Someone once asked me, “Can self-love be taught?”
It was one of those questions that made you second guess everything you thought you knew about the subject. The more obvious answer to that would be, “It can be learned.” But can you actually teach someone to love themselves?
What seemed like a simple question then grew into a creature with legs, romping and stomping in my mind, leaving marks in the halls as if to say, “Are you quite certain with your answer?”
Self-love, I suppose, is like learning how to ride a bike.
Someone can show you how to do it, and they may even give you a little push or support you until you get the hang of things. But they can’t make you ride it. The decision to keep going is yours and yours alone.

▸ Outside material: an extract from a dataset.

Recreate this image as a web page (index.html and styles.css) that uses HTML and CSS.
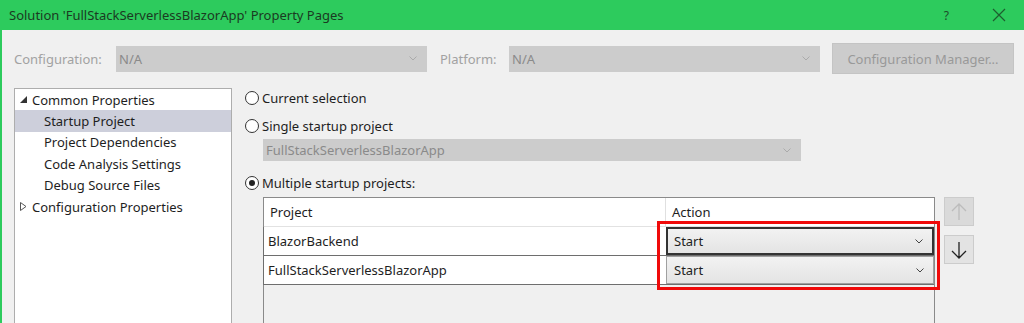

So the better question to ask would be, “Can you learn it?”
Yes, it can.
However, self-love isn’t something you can learn by searching for answer from without you. You have to look within and go deeper into who you are.
Self-love = Approval
If you go on Instagram and search the hashtag #selflove, you’ll find over 65 million posts on the subject. The thing with social media is that you’re never sure whether they’re honest or superficial.
I’ve noticed the same trend in people’s journey to self-love. The biggest mistake you can make while learning to love yourself is to use the context of self-love as a way of seeking approval from the outside world.
Go within, not without. You have to learn to accept that your flaws don’t make you any less, no matter what they are.
Self-love is not something you find if you just sleep earlier at night, workout more, or cut ties with people who don’t add value to your life. These are only ways of expressing it.
Love is not the means but the result. It’s the ‘why’ in the things you do.
It’s not a zero-sum game.
Loving ourselves comes with its challenges, and these challenges can look awfully familiar. It can look like struggling to actually love who we are. It can look messy, mad, and maddening.
I want you to know that it is not those moments when you’re down that define you, but what you choose to do that makes all the difference.
Self-love without self-accountability can easily turn into self-sabotage. You can love yourself with reproof or brutal honesty. It doesn’t make self-love mean any less as long as the end goal is growth.
How will you practice self-love today?